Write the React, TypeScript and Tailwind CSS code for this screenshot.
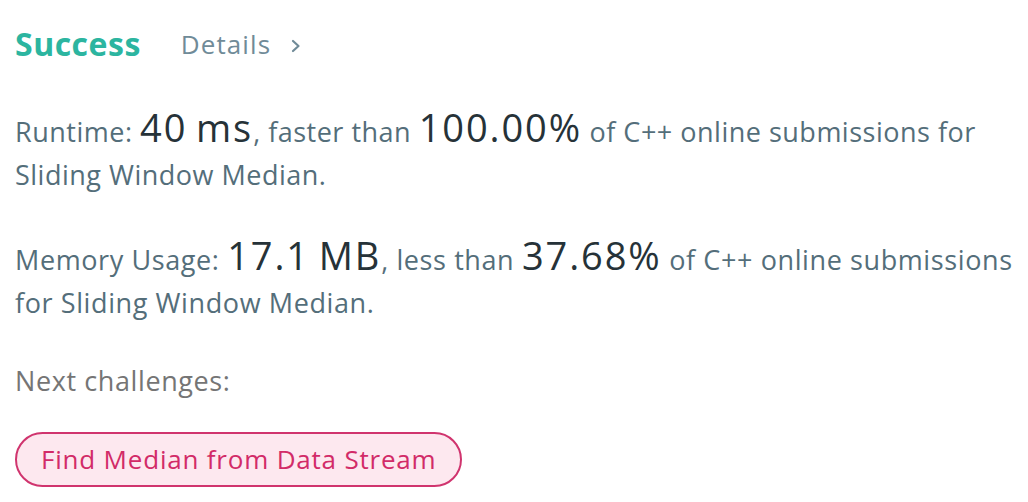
// Submission result panel: status header, runtime/memory stats, next challenge pill.
function Chevron() {
  return (
    <svg viewBox="0 0 10 14" className="ml-[20px] mt-[3px] w-[10px] h-[14px]" fill="none">
      <path d="M2 2l5.5 5L2 12" stroke="currentColor" strokeWidth="2.2" strokeLinecap="round" strokeLinejoin="round" />
    </svg>
  );
}

function Big({ children }: { children: React.ReactNode }) {
  return <span className="text-[38px] tracking-[1.9px] [word-spacing:-3px] text-[#263238]">{children}</span>;
}

export default function App() {
  return (
    <div className="w-[1028px] h-[502px] bg-white pl-[15px] pt-[22px] font-['Open_Sans',sans-serif] text-[#546e7a] tracking-[0.6px]">
      <div className="flex items-center h-[44px]">
        <span className="text-[32px] font-bold tracking-[0.5px] text-[#2cb5a0]">Success</span>
        <span className="ml-[40px] flex items-center text-[26px] tracking-[1.1px] text-[#708b98]">
          Details
          <Chevron />
        </span>
      </div>

      <p className="mt-[40px] text-[27px] leading-[43px] tracking-[0.5px] w-[1000px]">
        Runtime: <Big>40 ms</Big>, faster than <Big>100.00%</Big> of C++ online submissions for
        Sliding Window Median.
      </p>

      <p className="mt-[38px] text-[27px] leading-[43px] w-[1012px]">
        Memory Usage: <Big>17.1 MB</Big>, less than <Big>37.68%</Big> of C++ online submissions
        for Sliding Window Median.
      </p>

      <p className="mt-[37px] text-[27px] text-[#757575]">Next challenges:</p>

      <div className="mt-[30px] flex">
        <span className="rounded-full border-2 border-[#d0346e] bg-[#fde8ef] px-[24px] h-[55px] flex items-center text-[26px] tracking-[0.8px] text-[#d22b68]">
          Find Median from Data Stream
        </span>
      </div>
    </div>
  );
}
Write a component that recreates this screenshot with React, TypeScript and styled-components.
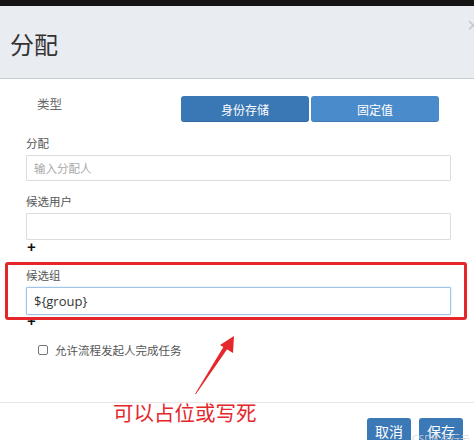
import styled, { createGlobalStyle } from 'styled-components';

const GlobalStyle = createGlobalStyle`
    html, body {
        margin: 0;
        padding: 0;
        background: #ffffff;
        overflow: hidden;
    }
    body {
        font-family: "Liberation Sans", "Noto Sans CJK SC", sans-serif;
        color: #333;
    }
`

const Modal = styled.div`
    position: relative;
    width: 474px;
    height: 440px;
    overflow: hidden;
    background: #fff;
`

const TopStrip = styled.div`
    height: 6px;
    background: #141414;
`

const Header = styled.div`
    height: 72px;
    display: flex;
    align-items: center;
    justify-content: space-between;
    padding-left: 10px;
    background: #e9ecf1;
    border-bottom: 1px solid #c9ccd1;
`

const Title = styled.h4`
    margin: 3px 0 0 0;
    font-size: 24px;
    font-weight: 400;
    color: #333;
    font-family: "Noto Sans CJK SC", sans-serif;
`

const Close = styled.span`
    align-self: flex-start;
    margin-top: 8px;
    margin-right: -5px;
    font-size: 20px;
    color: #c4c7cc;
`

const Body = styled.div`
    padding: 0 23px 0 26px;
`

const TypeRow = styled.div`
    display: flex;
    align-items: center;
    margin-top: 17px;
    height: 26px;
`

const TypeLabel = styled.div`
    width: 144px;
    padding-left: 11px;
    font-size: 12.5px;
    color: #666;
    font-family: "Noto Sans CJK SC", sans-serif;
    margin-top: -12px;
`

const SegGroup = styled.div`
    display: flex;
    gap: 2px;
    width: 258px;
`

const SegButton = styled.button<{ $active?: boolean }>`
    flex: 1;
    height: 26px;
    border: none;
    border-radius: 3px;
    background: ${p => p.$active ? '#3a77b5' : '#4a8bcc'};
    color: #fff;
    font-size: 12px;
    font-family: "Noto Sans CJK SC", sans-serif;
    box-shadow: inset 0 -1px 0 rgba(0, 0, 0, 0.12);
`

const Label = styled.div<{ $gap?: number }>`
    margin-top: ${p => p.$gap ?? 12}px;
    margin-bottom: 4px;
    font-size: 11.5px;
    line-height: 16px;
    color: #555;
    font-family: "Noto Sans CJK SC", sans-serif;
`

const Input = styled.input<{ $h?: number; $focus?: boolean }>`
    display: block;
    box-sizing: border-box;
    width: 100%;
    height: ${p => p.$h ?? 26}px;
    padding: 0 7px;
    border: 1px solid ${p => p.$focus ? '#9fc4e8' : '#dcdcdc'};
    border-radius: 1px;
    box-shadow: ${p => p.$focus ? '0 0 2px rgba(102, 175, 233, 0.45)' : 'none'};
    font-size: 13px;
    color: #333;
    font-family: "Open Sans", "Noto Sans CJK SC", sans-serif;
    outline: none;

    &::placeholder {
        color: #a8a8a8;
        font-size: 11.5px;
        font-family: "Noto Sans CJK SC", sans-serif;
    }
`

const Plus = styled.div<{ $gap?: number }>`
    position: relative;
    z-index: 0;
    margin-top: ${p => p.$gap ?? 2}px;
    margin-left: 1px;
    height: 10px;
    font-size: 15px;
    line-height: 10px;
    font-weight: 700;
    color: #111;
`

const Highlight = styled.div`
    position: relative;
    z-index: 1;
    margin: 10px -16px 0 -21px;
    padding: 0 13px 2px 18px;
    border: 3px solid #e5262b;
    border-radius: 3px;
`

const CheckRow = styled.label`
    display: flex;
    align-items: center;
    gap: 7px;
    margin-top: 16px;
    margin-left: 12px;
    font-size: 11.5px;
    color: #555;
    font-family: "Noto Sans CJK SC", sans-serif;
`

const CheckBox = styled.span`
    width: 8px;
    height: 8px;
    border: 1px solid #777;
    border-radius: 2px;
`

const Footer = styled.div`
    position: relative;
    margin-top: 44px;
    padding: 15px 11px 0 0;
    border-top: 1px solid #e7e7e7;
    display: flex;
    justify-content: flex-end;
    gap: 8px;
`

const FooterButton = styled.button`
    width: 44px;
    height: 32px;
    padding: 3px 0 0 0;
    border: none;
    border-radius: 3px;
    background: #3b78b6;
    color: #fff;
    font-size: 14px;
    line-height: 20px;
    font-family: "Noto Sans CJK SC", sans-serif;
    display: flex;
    justify-content: center;
    align-items: flex-start;
`

const Note = styled.div`
    position: absolute;
    left: 113px;
    top: -6px;
    font-size: 20.5px;
    color: #e5262b;
    font-family: "Noto Sans CJK SC", sans-serif;
`

const Watermark = styled.div`
    position: absolute;
    right: 4px;
    bottom: 4px;
    font-size: 10px;
    color: rgba(210, 214, 220, 0.85);
    font-family: "Noto Sans CJK SC", sans-serif;
`

const Pointer = styled.svg`
    position: absolute;
    left: 0;
    top: 0;
    pointer-events: none;
`

function App() {
    return (
        <Modal>
            <GlobalStyle />
            <TopStrip />
            <Header>
                <Title>分配</Title>
                <Close>×</Close>
            </Header>
            <Body>
                <TypeRow>
                    <TypeLabel>类型</TypeLabel>
                    <SegGroup>
                        <SegButton $active>身份存储</SegButton>
                        <SegButton>固定值</SegButton>
                    </SegGroup>
                </TypeRow>

                <Label $gap={13}>分配</Label>
                <Input placeholder="输入分配人" />

                <Label>候选用户</Label>
                <Input $h={27} />
                <Plus>+</Plus>

                <Highlight>
                    <Label $gap={2}>候选组</Label>
                    <Input $h={28} $focus defaultValue={"${group}"} />
                </Highlight>
                <Plus $gap={-4}>+</Plus>

                <CheckRow>
                    <CheckBox />
                    允许流程发起人完成任务
                </CheckRow>
            </Body>
            <Footer>
                <Note>可以占位或写死</Note>
                <FooterButton>取消</FooterButton>
                <FooterButton>保存</FooterButton>
                <Watermark>CSDN @行云</Watermark>
            </Footer>

            {/* arrow from the note up to the group field */}
            <Pointer width="474" height="440" viewBox="0 0 474 440">
                <polygon points="195,394 196,394 228,348 224,346" fill="#e5262b" />
                <polygon points="234,336 220,345 233,353" fill="#e5262b" />
            </Pointer>
        </Modal>
    );
}

export default App;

## Instructions to follow
The required answer is a single number: the count of lines in the entries that hold the string "this".

## Output of the task
2